Every anti-Israel demonstration without exception, references Nazis and blood libels. There's really nothing more to say. If people can parade around with placards and banners displaying mockups of the Israeli flag with the Star replaced by a swastika, they are anti-Semites. Hitler didn't fight against Israel: his war was against the Jews. Ergo, any reference to Hitler in any forum pretending to be about feeling sorry for Palestinians, is actually raw, blatant anti-Semitism. The End. And anyone who marches with such folk while holding their own dumb placards ('Free Gaza!' Idiot, Israel withdrew in 2005, why don't you finish the sentence? 'Free Gaza- from Hamas!' would actually make sense.) is a fellow traveller and thus an anti-Semite too. Yes, Ms Lee Rhiannon, Greens senator for NSW, with your made-up surname, I'm talking about you, marching away there in Sydney, maybe no placard, but plenty of talk about Israel's war crimes. And all around you, swastikas and Holocaust references.

Today was the 17th of Tammuz, a fast day which commemorates the breaching of the walls of Jerusalem before the destruction of the Second Temple, and the beginning of the 3 weeks of mourning, culminating in the fast day of Tisha B'Av. These are sad and difficult times, and have been for 2,000 years. As I have said before, the recognition of these dates and the commemoration by fasting and mourning practices proves the deep and true link that the Jews have with Jerusalem; the mourning for the loss of Jewish sovereignty in the land of Israel, in Judea and Samaria, in Jerusalem, is real. It is not propaganda, it is not manufactured, and if every Jew knew this, then we would be united in our desire to be in Israel, with Israel, and not be like these self-hating idiots of the JVP, and other groups. We would not be parroting those phrases 'Occupied West Bank' and 'Arab East Jerusalem' and all those weasel words which undermine our sovereignty in Eretz Yisrael.

Words have power. And, here's the thing, if anyone was occupying Yehuda-Shomron, it was Jordan, (manufactured after the collapse of the Ottoman Empire by the British Mandate), which occupied it until 1967. Egypt occupied Gaza from 1948 until 1967; where were the cries of 'Free Gaza' then? Of course there weren't any, there was no Palestine and no Palestinians: there were Arabs and not that many. The population of Arabs rose in Israel from the minute Jews started buying land there in the 19th century; Arabs came from all over, for jobs and a better life in that backwater of the Ottoman Empire. And there was always a Jewish presence in Jerusalem, until the Jordanians came and kicked out the Jews in 1948. Suddenly it was 'Arab East Jerusalem', or better still, 'Historic Arab East Jerusalem', my arse. And let us not forget the pogrom in Hevron in 1929, where Arabs turned on their Jewish neighbours and killed 67 Jews. What 'occupation'? There was no Israel then; a Palestinian was a Jew who lived in Ottoman or British Palestine. My grandfather was a Palestinian.

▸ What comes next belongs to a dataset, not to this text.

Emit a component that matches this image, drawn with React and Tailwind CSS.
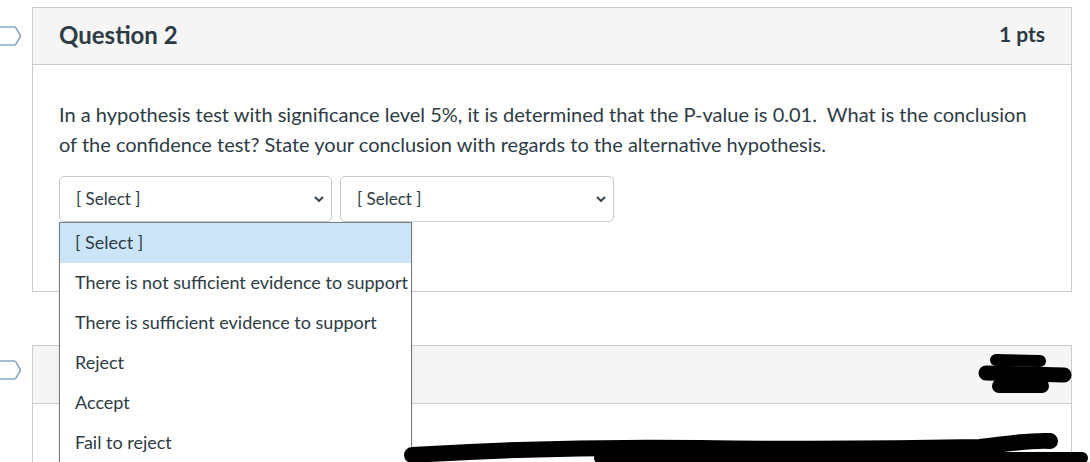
import React from "react";

const options = [
  "[ Select ]",
  "There is not sufficient evidence to support",
  "There is sufficient evidence to support",
  "Reject",
  "Accept",
  "Fail to reject",
];

function Bookmark() {
  return (
    <svg width="24" height="22" viewBox="0 0 24 22" className="shrink-0">
      <path
        d="M-4 2 H14 Q15 2 16 3 L20 10 Q20.6 11 20 12 L16 19 Q15 20 14 20 H-4"
        fill="none"
        stroke="#8aa6c1"
        strokeWidth="1.6"
      />
    </svg>
  );
}

function Chevron() {
  return (
    <svg width="12" height="12" viewBox="0 0 12 12">
      <path d="M2 4 L6 8 L10 4" fill="none" stroke="#2d3b45" strokeWidth="1.8" />
    </svg>
  );
}

function Select({ width }) {
  return (
    <div
      className={`h-[46px] ${width} border border-[#c7cdd1] rounded-[5px] bg-white flex items-center justify-between pl-4 pr-[6px] text-[17px] text-[#2d3b45]`}
    >
      <span>[ Select ]</span>
      <Chevron />
    </div>
  );
}

export default function App() {
  return (
    <div
      className="relative w-[1090px] h-[462px] overflow-hidden bg-white text-[#2d3b45]"
      style={{ fontFamily: "Lato, 'Noto Sans', sans-serif" }}
    >
      <div className="pt-[7px] flex flex-col gap-[53px]">
        {/* Question 2 */}
        <div className="flex">
          <div className="w-[32px] pt-[18px] shrink-0">
            <Bookmark />
          </div>
          <div className="w-[1040px] h-[285px] border border-[#c7cdd1]">
            <div className="h-[57px] bg-[#f5f5f5] border-b border-[#c7cdd1] flex items-center justify-between pl-[26px] pr-[26px] pb-[2px]">
              <h2 className="text-[24px] font-bold">Question 2</h2>
              <span className="text-[21px] font-bold mb-[3px]">1 pts</span>
            </div>
            <div className="pl-[26px] pt-[34px]">
              <p className="text-[20px] leading-[30px] whitespace-nowrap">
                In a hypothesis test with significance level 5%, it is determined that the P-value is 0.01.&nbsp; What is the conclusion
                <br />
                of the confidence test? State your conclusion with regards to the alternative hypothesis.
              </p>
              <div className="mt-[17px] flex gap-[8px] relative">
                <Select width="w-[273px]" />
                <Select width="w-[274px]" />
                <div className="absolute left-0 top-[46px] w-[353px] border border-[#7a7a7a] bg-white z-10 shadow-sm">
                  {options.map((o, i) => (
                    <div
                      key={o}
                      className={`h-[40px] flex items-center pl-[15px] pb-[2px] text-[18px] whitespace-nowrap ${
                        i === 0 ? "bg-[#cce4f8]" : ""
                      }`}
                    >
                      {o}
                    </div>
                  ))}
                </div>
              </div>
            </div>
          </div>
        </div>

        {/* next question */}
        <div className="flex">
          <div className="w-[32px] pt-[14px] shrink-0">
            <Bookmark />
          </div>
          <div className="w-[1040px] h-[200px] border border-[#c7cdd1]">
            <div className="h-[58px] bg-[#f5f5f5] border-b border-[#c7cdd1]" />
          </div>
        </div>
      </div>

      {/* redaction marks */}
      <svg
        className="absolute inset-0 pointer-events-none z-20"
        width="1090"
        height="462"
        viewBox="0 0 1090 462"
      >
        <g stroke="#000" strokeLinecap="round" strokeLinejoin="round" fill="none">
          <path d="M996 360 L1040 361" strokeWidth="12" />
          <path d="M986 373 L1064 375" strokeWidth="15" />
          <path d="M999 386 L1042 386" strokeWidth="14" />
          <path d="M412 455 Q560 446 700 448 T980 447 Q1030 440 1050 441" strokeWidth="16" />
          <path d="M600 458 L1082 458" strokeWidth="12" />
        </g>
      </svg>
    </div>
  );
}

I could go on and on about this stuff, I'm quite a bore. And I'm trying to educate a fence-sitter or a well-meaning ignoramus from time to time, because you can't educate an anti-Semite. A Hater will always find a reason to hate.
So I sit in a quiet, small room, my thumbs flying on my phone, trying to refute the egregious lies of the 'Palestinian Narrative', which have replaced historic truth in most people's minds, and frees some of them to spew the worst hate-speech and anti-Semitic slurs imaginable. Come to think of it, a toilet is the best seat in the house from which to be reading that shit.

At this time, as Operation 'Protective Edge' seems to be heading towards some sort of cease-fire, despite the persistence of Hamas' missile attacks, let us pray that Hashem will protect the People of Israel and the soldiers of the IDF who risk their lives to protect the people. We all want peace, but it's hard when the other side just wants Israel destroyed and all Jews killed, isn't it. Let this coming Tisha B'Av be transformed into a joyous Yom Tov, let there be a true and lasting peace brought by the coming of Moshiach Tzidkeinu, now.




Disclaimer: The above post was written on a laptop while seated at a desk. Germophobes have nothing to fear from reading it.